▶ SHORT EXERCISE: Quote every line below exactly and skip any picture.

Part of a data file:
[START]
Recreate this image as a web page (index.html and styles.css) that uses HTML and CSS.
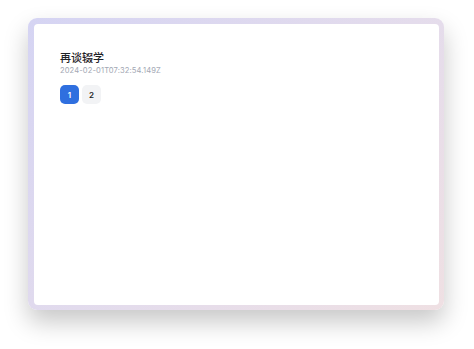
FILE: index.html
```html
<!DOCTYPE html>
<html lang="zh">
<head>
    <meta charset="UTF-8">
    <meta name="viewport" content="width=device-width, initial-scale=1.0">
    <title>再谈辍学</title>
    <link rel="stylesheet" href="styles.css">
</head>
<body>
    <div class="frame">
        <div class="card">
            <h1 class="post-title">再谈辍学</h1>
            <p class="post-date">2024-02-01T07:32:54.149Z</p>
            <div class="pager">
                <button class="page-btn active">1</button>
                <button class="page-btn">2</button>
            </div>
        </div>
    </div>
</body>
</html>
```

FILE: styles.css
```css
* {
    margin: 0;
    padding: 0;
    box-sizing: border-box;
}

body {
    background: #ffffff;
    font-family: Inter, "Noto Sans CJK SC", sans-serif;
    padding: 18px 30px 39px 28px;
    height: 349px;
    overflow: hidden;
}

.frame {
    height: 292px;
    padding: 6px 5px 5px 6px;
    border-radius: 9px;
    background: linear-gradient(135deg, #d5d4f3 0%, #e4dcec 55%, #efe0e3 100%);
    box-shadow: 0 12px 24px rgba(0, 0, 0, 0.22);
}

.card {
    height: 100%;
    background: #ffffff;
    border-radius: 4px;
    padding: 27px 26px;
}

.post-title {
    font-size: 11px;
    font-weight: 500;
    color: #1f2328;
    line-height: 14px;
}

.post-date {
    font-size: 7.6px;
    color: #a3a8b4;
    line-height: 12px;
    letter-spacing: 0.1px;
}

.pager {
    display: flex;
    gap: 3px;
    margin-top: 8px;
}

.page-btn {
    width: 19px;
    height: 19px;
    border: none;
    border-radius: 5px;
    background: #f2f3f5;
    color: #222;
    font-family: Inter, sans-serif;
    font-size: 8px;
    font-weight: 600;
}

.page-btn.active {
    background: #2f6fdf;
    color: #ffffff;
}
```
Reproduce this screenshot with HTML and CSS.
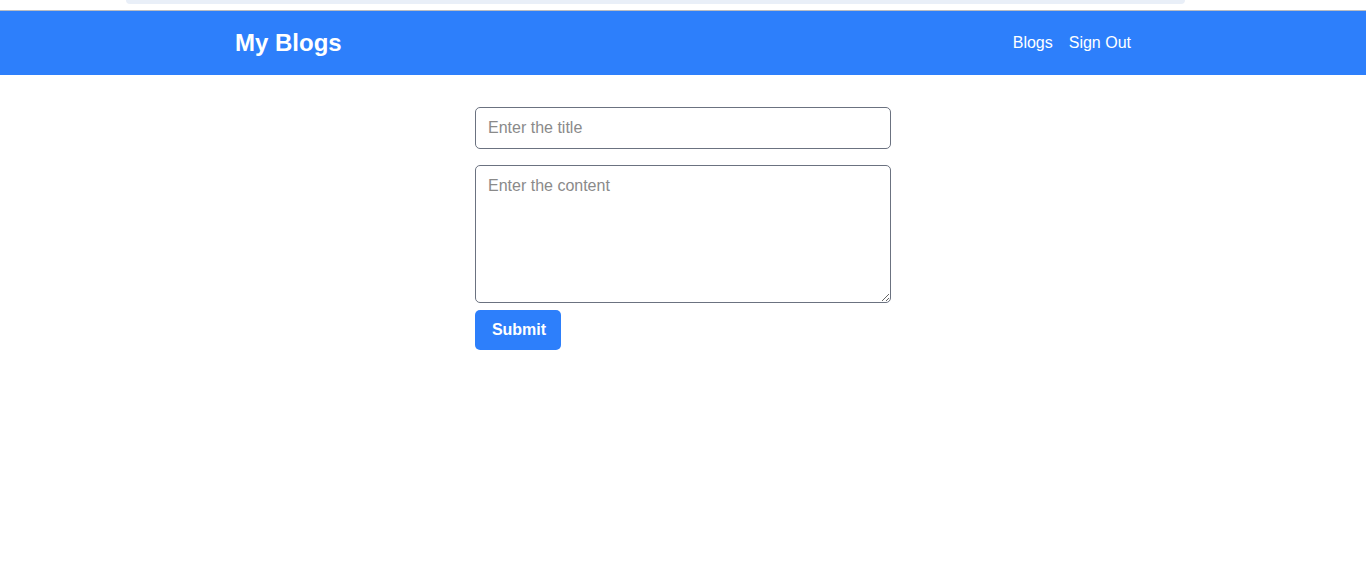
[END]
▶ FULL SOLUTION:
Recreate this image as a web page (index.html and styles.css) that uses HTML and CSS.
FILE: index.html
```html
<!DOCTYPE html>
<html lang="zh">
<head>
    <meta charset="UTF-8">
    <meta name="viewport" content="width=device-width, initial-scale=1.0">
    <title>再谈辍学</title>
    <link rel="stylesheet" href="styles.css">
</head>
<body>
    <div class="frame">
        <div class="card">
            <h1 class="post-title">再谈辍学</h1>
            <p class="post-date">2024-02-01T07:32:54.149Z</p>
            <div class="pager">
                <button class="page-btn active">1</button>
                <button class="page-btn">2</button>
            </div>
        </div>
    </div>
</body>
</html>
```

FILE: styles.css
```css
* {
    margin: 0;
    padding: 0;
    box-sizing: border-box;
}

body {
    background: #ffffff;
    font-family: Inter, "Noto Sans CJK SC", sans-serif;
    padding: 18px 30px 39px 28px;
    height: 349px;
    overflow: hidden;
}

.frame {
    height: 292px;
    padding: 6px 5px 5px 6px;
    border-radius: 9px;
    background: linear-gradient(135deg, #d5d4f3 0%, #e4dcec 55%, #efe0e3 100%);
    box-shadow: 0 12px 24px rgba(0, 0, 0, 0.22);
}

.card {
    height: 100%;
    background: #ffffff;
    border-radius: 4px;
    padding: 27px 26px;
}

.post-title {
    font-size: 11px;
    font-weight: 500;
    color: #1f2328;
    line-height: 14px;
}

.post-date {
    font-size: 7.6px;
    color: #a3a8b4;
    line-height: 12px;
    letter-spacing: 0.1px;
}

.pager {
    display: flex;
    gap: 3px;
    margin-top: 8px;
}

.page-btn {
    width: 19px;
    height: 19px;
    border: none;
    border-radius: 5px;
    background: #f2f3f5;
    color: #222;
    font-family: Inter, sans-serif;
    font-size: 8px;
    font-weight: 600;
}

.page-btn.active {
    background: #2f6fdf;
    color: #ffffff;
}
```
Reproduce this screenshot with HTML and CSS.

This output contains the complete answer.